As for subject matter: "We get the coming-of-age story a lot. Last year's Cheap Fun was about the best version of that we could have done. The locations in such a story are easy; you don't have to re-create a kid's home."
Ultimately, the project has to be exciting enough to convince the class it's worth it. Martinez says Spartan Films has the same problem of getting "butts in seats" that any mainstream filmmaker faces.
"The students have been through the feature-film program, so they understand how big this process is. They have to raise funds and find donors for the food for the crews. One year we had three separate restaurants pitching in."
Spartan Films has raised some $200,000 in funds from donors over the dozen years they've been around. The movies are all but nonprofit affairs; though the directors get 50 percent of any gross, the biggest funds coming in to date was a festival check for $600 for All About Dad.
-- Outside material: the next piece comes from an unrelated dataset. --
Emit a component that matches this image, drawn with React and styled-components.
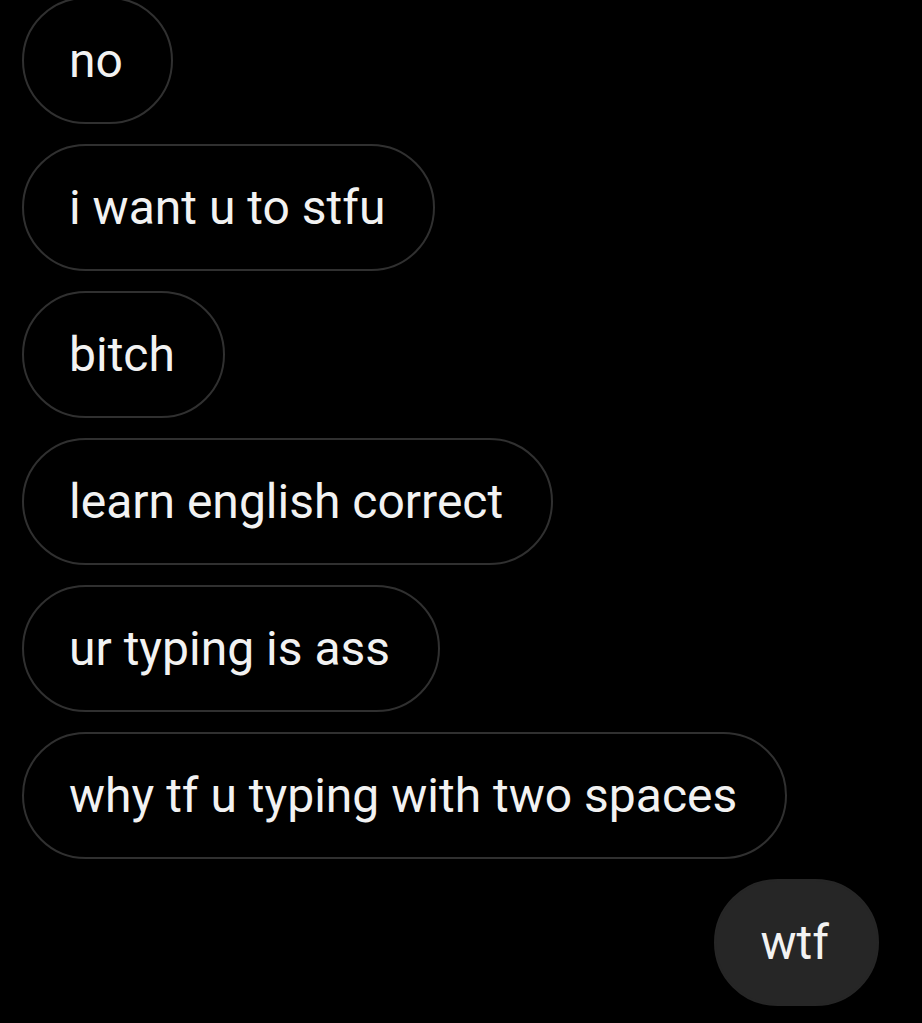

Martinez stresses that "Barnaby and I don't get [gross] points. Our job is to facilitate this company."
Dallas adds that "it's hard to get a longer life for films like these—you're going to get a great experience and a cult film festival film at best. We don't tell our filmmakers, 'You're going to be the next Kevin Smith or Quentin Tarantino.'"
Martinez adds, "You understand this is going to be a calling card, a reel. But when you go down to L.A., you can say 'I've done this.'"
There have been successes. This year, Darren H. Rae, the best-boy on Always Learning, got a job doing behind-the-scenes filming on the location scenes of the Steve Jobs biopic Jobs. From there, he was hired on to the crew of Captain America II: Winter Soldier.
"These are the classes I dreamed about when I was going to film school," Martinez concludes. "What we're doing here is something not even USC is doing, because they're easier with the short films that don't take so much time and effort. No one else was doing this and we weren't sure ourselves if we could do it. But we're working at a state school, so we have no problem working this hard."